**WRITTEN PROBLEM:** The records should be repeated word for word, pictures excluded.
— start —
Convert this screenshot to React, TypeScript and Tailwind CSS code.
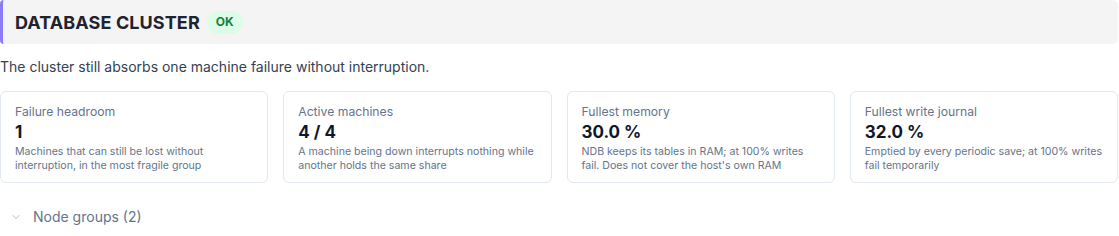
import React from "react";
import { ChevronDown } from "lucide-react";

const cards = [
  {
    title: "Failure headroom",
    value: "1",
    desc: "Machines that can still be lost without interruption, in the most fragile group",
  },
  {
    title: "Active machines",
    value: "4 / 4",
    desc: "A machine being down interrupts nothing while another holds the same share",
  },
  {
    title: "Fullest memory",
    value: "30.0 %",
    desc: "NDB keeps its tables in RAM; at 100% writes fail. Does not cover the host's own RAM",
  },
  {
    title: "Fullest write journal",
    value: "32.0 %",
    desc: "Emptied by every periodic save; at 100% writes fail temporarily",
  },
];

const StatCard = ({ card }: { card: (typeof cards)[number] }) => (
  <div className="rounded-md border border-[#e2e8f0] bg-white pl-[14px] pr-3 pt-[12px] h-[92px]">
    <div className="text-[12.2px] leading-[16px] text-[#64748b]">{card.title}</div>
    <div className="text-[17px] leading-[22px] font-bold text-[#0f172a] mt-[1px]">{card.value}</div>
    <div className="text-[10.6px] leading-[14px] text-[#64748b] mt-[2px]">{card.desc}</div>
  </div>
);

export default function App() {
  return (
    <div
      className="w-[1118px] bg-white"
      style={{ fontFamily: "Inter, 'Noto Sans', sans-serif" }}
    >
      <div className="flex items-center h-[44px] bg-[#f4f4f4] rounded-r-md rounded-l-[4px] border-l-[3px] border-[#8b7cf6] pl-3">
        <h2 className="text-[18px] font-bold tracking-[0.1px] text-[#1e2330]">DATABASE CLUSTER</h2>
        <span className="ml-[7px] rounded-full bg-[#dcfce7] px-[9px] h-[23px] flex items-center text-[12px] font-bold text-[#15803d]">
          OK
        </span>
      </div>

      <p className="mt-[14px] text-[14px] leading-[18px] text-[#334155]">
        The cluster still absorbs one machine failure without interruption.
      </p>

      <div className="mt-[15px] grid grid-cols-4 gap-[15px]">
        {cards.map((c) => (
          <StatCard key={c.title} card={c} />
        ))}
      </div>

      <div className="mt-[23px] flex items-center pl-[10px] text-[14px] text-[#64748b]">
        <ChevronDown size={12} strokeWidth={1.5} className="text-[#94a3b8]" />
        <span className="ml-[11px]">Node groups (2)</span>
      </div>
    </div>
  );
}
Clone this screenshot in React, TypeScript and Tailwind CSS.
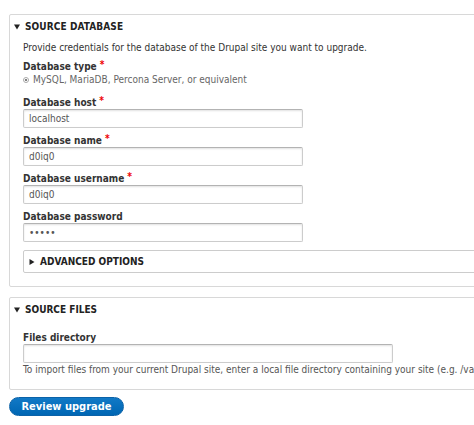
— end —
**FULL OUTPUT:**
Convert this screenshot to React, TypeScript and Tailwind CSS code.
import React from "react";
import { ChevronDown } from "lucide-react";

const cards = [
  {
    title: "Failure headroom",
    value: "1",
    desc: "Machines that can still be lost without interruption, in the most fragile group",
  },
  {
    title: "Active machines",
    value: "4 / 4",
    desc: "A machine being down interrupts nothing while another holds the same share",
  },
  {
    title: "Fullest memory",
    value: "30.0 %",
    desc: "NDB keeps its tables in RAM; at 100% writes fail. Does not cover the host's own RAM",
  },
  {
    title: "Fullest write journal",
    value: "32.0 %",
    desc: "Emptied by every periodic save; at 100% writes fail temporarily",
  },
];

const StatCard = ({ card }: { card: (typeof cards)[number] }) => (
  <div className="rounded-md border border-[#e2e8f0] bg-white pl-[14px] pr-3 pt-[12px] h-[92px]">
    <div className="text-[12.2px] leading-[16px] text-[#64748b]">{card.title}</div>
    <div className="text-[17px] leading-[22px] font-bold text-[#0f172a] mt-[1px]">{card.value}</div>
    <div className="text-[10.6px] leading-[14px] text-[#64748b] mt-[2px]">{card.desc}</div>
  </div>
);

export default function App() {
  return (
    <div
      className="w-[1118px] bg-white"
      style={{ fontFamily: "Inter, 'Noto Sans', sans-serif" }}
    >
      <div className="flex items-center h-[44px] bg-[#f4f4f4] rounded-r-md rounded-l-[4px] border-l-[3px] border-[#8b7cf6] pl-3">
        <h2 className="text-[18px] font-bold tracking-[0.1px] text-[#1e2330]">DATABASE CLUSTER</h2>
        <span className="ml-[7px] rounded-full bg-[#dcfce7] px-[9px] h-[23px] flex items-center text-[12px] font-bold text-[#15803d]">
          OK
        </span>
      </div>

      <p className="mt-[14px] text-[14px] leading-[18px] text-[#334155]">
        The cluster still absorbs one machine failure without interruption.
      </p>

      <div className="mt-[15px] grid grid-cols-4 gap-[15px]">
        {cards.map((c) => (
          <StatCard key={c.title} card={c} />
        ))}
      </div>

      <div className="mt-[23px] flex items-center pl-[10px] text-[14px] text-[#64748b]">
        <ChevronDown size={12} strokeWidth={1.5} className="text-[#94a3b8]" />
        <span className="ml-[11px]">Node groups (2)</span>
      </div>
    </div>
  );
}
Clone this screenshot in React, TypeScript and Tailwind CSS.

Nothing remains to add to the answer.